Becky Goddard (03:10)
We’ve applied to the real world. Today they had to go online and find cookie recipes, and one of the things that we’re doing with it is, some students will double their recipes, some will, you know, multiply theirs by one and a half, and these are skills that — especially as a mom, you know, baking brownies for a class — I have to be able to do that. That’s one of the skills that we’re able to do. But they’re able to search it online, they’re going to create a project with it, and then the final product will be an online cookbook on Youblisher.com that I’ll upload that they can access and share with their parents and their friends and their family over the holidays.
(03:45)
And so that is a real-world experience for them. We’re able to use numbers, the spreadsheet program.
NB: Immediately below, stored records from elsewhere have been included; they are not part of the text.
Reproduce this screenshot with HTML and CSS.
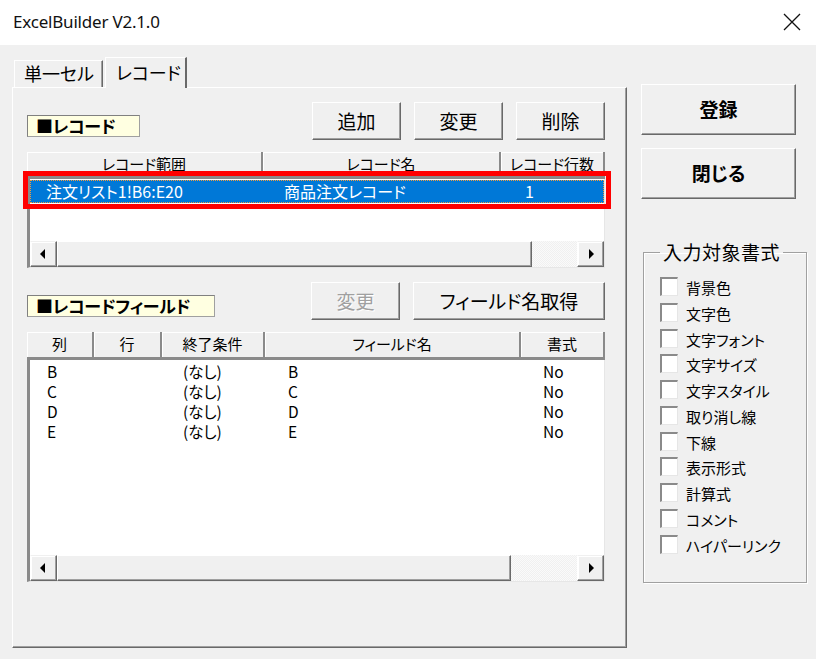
FILE: index.html
```html
<!DOCTYPE html>
<html lang="ja">
<head>
<meta charset="utf-8">
<link rel="stylesheet" href="styles.css">
</head>
<body>
<div class="window">
  <div class="titlebar">
    <span class="title">ExcelBuilder V2.1.0</span>
    <svg class="close" width="18" height="18" viewBox="0 0 18 18"><path d="M1 1 L17 17 M17 1 L1 17" stroke="#111" stroke-width="1.3" fill="none"/></svg>
  </div>
  <div class="client">
    <div class="tabctl">
      <div class="tabs">
        <div class="tab">単一セル</div>
        <div class="tab active">レコード</div>
      </div>
      <div class="panel">
        <div class="ctlrow">
          <div class="caption c1">■レコード</div>
          <div class="btns">
            <button class="btn w89">追加</button>
            <button class="btn w89">変更</button>
            <button class="btn w89">削除</button>
          </div>
        </div>
        <div class="list list1">
          <div class="lvhead">
            <div class="hc" style="width:236px">レコード範囲</div>
            <div class="hc" style="width:238px">レコード名</div>
            <div class="hc" style="width:104px">レコード行数</div>
          </div>
          <div class="lvframe">
            <div class="lvbody">
              <div class="row sel">
                <span class="cell" style="width:234px;padding-left:16px">注文リスト1!B6:E20</span>
                <span class="cell" style="width:238px;padding-left:20px">商品注文レコード</span>
                <span class="cell" style="width:100px;padding-left:23px">1</span>
              </div>
            </div>
            <div class="hscroll">
              <div class="sbtn"><span class="tri-l"></span></div>
              <div class="thumb" style="width:475px"></div>
              <div class="track"></div>
              <div class="sbtn"><span class="tri-r"></span></div>
            </div>
          </div>
          <div class="redbox"></div>
        </div>

        <div class="ctlrow r2">
          <div class="caption c2">■レコードフィールド</div>
          <div class="btns">
            <button class="btn w89 disabled">変更</button>
            <button class="btn w192">フィールド名取得</button>
          </div>
        </div>
        <div class="list list2">
          <div class="lvhead">
            <div class="hc" style="width:67px">列</div>
            <div class="hc" style="width:68px">行</div>
            <div class="hc" style="width:103px">終了条件</div>
            <div class="hc" style="width:256px">フィールド名</div>
            <div class="hc" style="width:84px">書式</div>
          </div>
          <div class="lvframe">
            <div class="lvbody">
              <div class="row">
                <span class="cell" style="width:65px;padding-left:17px">B</span>
                <span class="cell" style="width:68px"></span>
                <span class="cell" style="width:103px;padding-left:20px">(なし)</span>
                <span class="cell" style="width:256px;padding-left:22px">B</span>
                <span class="cell" style="width:80px;padding-left:21px">No</span>
              </div>
              <div class="row">
                <span class="cell" style="width:65px;padding-left:17px">C</span>
                <span class="cell" style="width:68px"></span>
                <span class="cell" style="width:103px;padding-left:20px">(なし)</span>
                <span class="cell" style="width:256px;padding-left:22px">C</span>
                <span class="cell" style="width:80px;padding-left:21px">No</span>
              </div>
              <div class="row">
                <span class="cell" style="width:65px;padding-left:17px">D</span>
                <span class="cell" style="width:68px"></span>
                <span class="cell" style="width:103px;padding-left:20px">(なし)</span>
                <span class="cell" style="width:256px;padding-left:22px">D</span>
                <span class="cell" style="width:80px;padding-left:21px">No</span>
              </div>
              <div class="row">
                <span class="cell" style="width:65px;padding-left:17px">E</span>
                <span class="cell" style="width:68px"></span>
                <span class="cell" style="width:103px;padding-left:20px">(なし)</span>
                <span class="cell" style="width:256px;padding-left:22px">E</span>
                <span class="cell" style="width:80px;padding-left:21px">No</span>
              </div>
            </div>
            <div class="hscroll">
              <div class="sbtn"><span class="tri-l"></span></div>
              <div class="thumb" style="width:454px"></div>
              <div class="track"></div>
              <div class="sbtn"><span class="tri-r"></span></div>
            </div>
          </div>
        </div>
      </div>
    </div>

    <div class="side">
      <button class="btn big">登録</button>
      <button class="btn big">閉じる</button>
      <fieldset class="group">
        <legend>入力対象書式</legend>
        <div class="chk"><span class="box"></span><span class="lbl">背景色</span></div>
        <div class="chk"><span class="box"></span><span class="lbl">文字色</span></div>
        <div class="chk"><span class="box"></span><span class="lbl">文字フォント</span></div>
        <div class="chk"><span class="box"></span><span class="lbl">文字サイズ</span></div>
        <div class="chk"><span class="box"></span><span class="lbl">文字スタイル</span></div>
        <div class="chk"><span class="box"></span><span class="lbl">取り消し線</span></div>
        <div class="chk"><span class="box"></span><span class="lbl">下線</span></div>
        <div class="chk"><span class="box"></span><span class="lbl">表示形式</span></div>
        <div class="chk"><span class="box"></span><span class="lbl">計算式</span></div>
        <div class="chk"><span class="box"></span><span class="lbl">コメント</span></div>
        <div class="chk"><span class="box"></span><span class="lbl">ハイパーリンク</span></div>
      </fieldset>
    </div>
  </div>
</div>
</body>
</html>
```

FILE: styles.css
```css
* { box-sizing: border-box; }
html, body { margin: 0; padding: 0; }
body {
  width: 816px;
  height: 659px;
  overflow: hidden;
  background: #f0f0f0;
  font-family: "Noto Sans CJK JP", "Noto Sans", sans-serif;
  font-feature-settings: "palt";
  color: #000;
}
.window { width: 816px; height: 659px; background: #f0f0f0; }

.titlebar {
  height: 45px;
  background: #fff;
  display: flex;
  align-items: center;
  padding: 0 14px 0 13px;
}
.title {
  font-family: "Noto Sans", "Open Sans", sans-serif;
  font-size: 17px;
  color: #111;
  letter-spacing: -0.2px;
  margin-top: -2px;
}
.close { margin-left: auto; margin-right: 1px; margin-top: -2px; }

.client {
  display: flex;
  padding: 12px 0 0 12px;
}
.tabctl { width: 615px; }
.tabs {
  height: 30px;
  display: flex;
  align-items: flex-end;
}
.tab {
  height: 27px;
  background: #f0f0f0;
  border-top: 1px solid #fff;
  border-left: 1px solid #fff;
  border-right: 1px solid #696969;
  box-shadow: inset -1px 0 0 #a0a0a0;
  font-size: 18px;
  line-height: 25px;
  padding-left: 9px;
  width: 89px;
  margin-left: 2px;
}
.tab.active {
  height: 31px;
  width: 82px;
  margin-left: 2px;
  margin-bottom: -1px;
  padding-left: 10px;
  line-height: 28px;
  position: relative;
  z-index: 1;
  border-right: 2px solid #696969;
  box-shadow: none;
}

.panel {
  height: 561px;
  border-top: 1px solid #fff;
  border-left: 1px solid #fff;
  border-right: 1px solid #696969;
  border-bottom: 1px solid #696969;
  box-shadow: inset -1px -1px 0 #a0a0a0;
  padding: 14px 20px 0 14px;
}

.ctlrow {
  height: 38px;
  display: flex;
}
.ctlrow.r2 { margin-top: 14px; }
.caption {
  margin-top: 13px;
  height: 22px;
  background: #ffffe1;
  border-top: 1px solid #808080;
  border-left: 1px solid #808080;
  border-right: 1px solid #a0a0a0;
  border-bottom: 1px solid #a0a0a0;
  font-size: 17px;
  font-weight: bold;
  line-height: 20px;
  padding-left: 8px;
  letter-spacing: -0.3px;
  white-space: nowrap;
}
.caption.c1 { width: 113px; }
.caption.c2 { width: 188px; }
.btns {
  margin-left: auto;
  margin-right: 1px;
  display: flex;
  gap: 13px;
}
.btn {
  font-family: "Noto Sans CJK JP", sans-serif;
  font-feature-settings: "palt";
  background: #f0f0f0;
  border: none;
  border-top: 1px solid #fff;
  border-left: 1px solid #fff;
  border-right: 1px solid #696969;
  border-bottom: 1px solid #696969;
  box-shadow: inset -1px -1px 0 #a0a0a0;
  font-size: 19px;
  color: #000;
  padding: 0 0 2px 0;
  height: 38px;
  margin: 0;
}
.btn.w89 { width: 89px; }
.btn.w192 { width: 192px; }
.btn.disabled { color: #a0a0a0; text-shadow: 1px 1px 0 #fff; }

.list { position: relative; width: 578px; margin-top: 12px; }
.list1 { height: 116px; }
.list2 { height: 250px; }
.lvhead {
  display: flex;
  height: 27px;
  border-bottom: 3px solid #8a8a8a;
  background: #f0f0f0;
}
.list2 .lvhead { height: 28px; }
.hc {
  height: 100%;
  box-shadow: inset 1px 1px 0 #fff;
  border-right: 2px solid #8a8a8a;
  text-align: center;
  font-size: 15px;
  line-height: 24px;
  white-space: nowrap;
  overflow: hidden;
}
.lvframe {
  height: calc(100% - 27px);
  display: flex;
  flex-direction: column;
  border-left: 3px solid #8a8a8a;
  border-right: 1px solid #e6e6e6;
  border-bottom: 1px solid #e6e6e6;
  background: #fff;
}
.list2 .lvframe { height: calc(100% - 28px); }
.lvbody { flex: 1; padding-top: 1px; }
.list2 .lvbody { padding-top: 1px; }
.row {
  display: flex;
  height: 20px;
  font-size: 15.5px;
  line-height: 20px;
  white-space: nowrap;
}
.row.sel {
  height: 23px;
  line-height: 23px;
  font-size: 16px;
  background: #0078d7;
  color: #fff;
  outline: 1px dotted #f39c3c;
  outline-offset: -1px;
}
.cell { display: block; }

.hscroll {
  height: 26px;
  display: flex;
  background: #f0f0f0;
}
.sbtn {
  width: 27px;
  height: 26px;
  background: #f0f0f0;
  border-top: 1px solid #f0f0f0;
  border-left: 1px solid #fff;
  border-right: 1px solid #696969;
  border-bottom: 1px solid #696969;
  box-shadow: inset -1px -1px 0 #a0a0a0, inset 1px 1px 0 #fff;
  display: flex;
  align-items: center;
  justify-content: center;
}
.thumb {
  height: 26px;
  background: #f0f0f0;
  border-top: 1px solid #fff;
  border-left: 1px solid #fff;
  border-right: 1px solid #696969;
  border-bottom: 1px solid #696969;
  box-shadow: inset -1px -1px 0 #a0a0a0;
}
.track {
  flex: 1;
  background: repeating-conic-gradient(#f0f0f0 0 25%, #fafafa 0 50%) 0 0 / 2px 2px;
}
.tri-l, .tri-r { width: 0; height: 0; border-top: 5px solid transparent; border-bottom: 5px solid transparent; }
.tri-l { border-right: 5px solid #000; margin-left: -2px; }
.tri-r { border-left: 5px solid #000; margin-left: 2px; }

.redbox {
  position: absolute;
  left: -4px;
  top: 19px;
  width: 588px;
  height: 38px;
  border: 5px solid #ff0000;
  pointer-events: none;
}

.side {
  margin-left: 14px;
  padding-top: 27px;
  width: 166px;
  display: flex;
  flex-direction: column;
}
.btn.big {
  width: 155px;
  height: 51px;
  font-weight: bold;
  font-size: 19px;
}
.btn.big + .btn.big { margin-top: 13px; }
.group {
  margin: 41px 0 0 2px;
  width: 164px;
  height: 343px;
  border: 1px solid #a0a0a0;
  box-shadow: inset 1px 1px 0 #fff, 1px 1px 0 #fff;
  padding: 13px 0 0 16px;
}
.group legend {
  font-size: 19px;
  line-height: 24px;
  padding: 0 3px;
  margin-left: 0;
  letter-spacing: 0.5px;
}
.chk {
  height: 25.75px;
  display: flex;
  align-items: flex-start;
}
.box {
  width: 18px;
  height: 19px;
  background: #fff;
  border-top: 2px solid #8a8a8a;
  border-left: 2px solid #8a8a8a;
  border-right: 1px solid #e6e6e6;
  border-bottom: 1px solid #e6e6e6;
}
.lbl {
  margin-left: 8px;
  font-size: 15px;
  line-height: 22px;
  white-space: nowrap;
}
```
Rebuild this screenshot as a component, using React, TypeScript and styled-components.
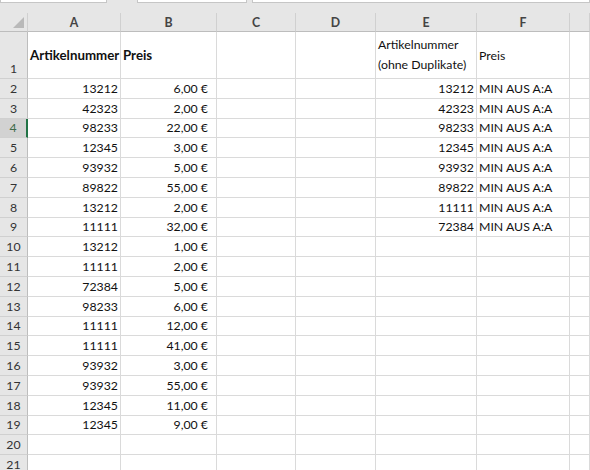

The students do a lot of work with reading graphs, and making some predictions from graphs, as the year progresses we do more and more, and that’s a real world application for our technology that we have. Creativity is a real-world application. Being able to problem-solve and make it work is important in understanding the thinking outside of this math worksheet is important.
Jeremy Cox (04:12)
I think going into it I imagined that, there would be one type of student that would embrace the technology, the so called "geek," the "techno-nerd," as it were, who would really be able to just run with it and do anything that I or any other teacher would ask them to do. But it really hasn’t been the case where only one type of student has really benefited. Every student is capable of doing different things with the technology. There are some students that are really good at making an iMovie. There are some students that are really good at putting together a spreadsheet, but when I get them together, they really sort of feed off of each other’s abilities. So I try to create assignments where they have different components.
(04:57)
Maybe you need to do an iMovie and produce some kind of flyer in pages. So by working together on those two separate types of technology, they can develop skills that they may not have had going into it. So it’s not really one type of student, one demographic, one type of exceptionality that has benefited more from the technology. It’s really all students that benefit in different ways. And that’s really what we hope to achieve here.
Becky Goddard (05:21)
I believe that technology motivates our students. Being able to use the technology is a true motivator. They’re more motivated through technology. However, when it boils down to it, the true motivator for students, it’s just understanding that someone’s there to encourage them, not make them feel bad, not, you know, judge them. So I think students are motivated to my expectations. You know, if I’m their biggest cheerleader, then they don’t want to disappoint me, they want to please me, and they want me to see that they’re working hard.
Leila Moog (05:56)
We as teachers now are more guidance rather than leaders. And I don’t think it’s necessary to have you regurgitate the information, like maybe when we went to school, and memorize everything. If we can make sure they know how to find out the information, that’s more our role.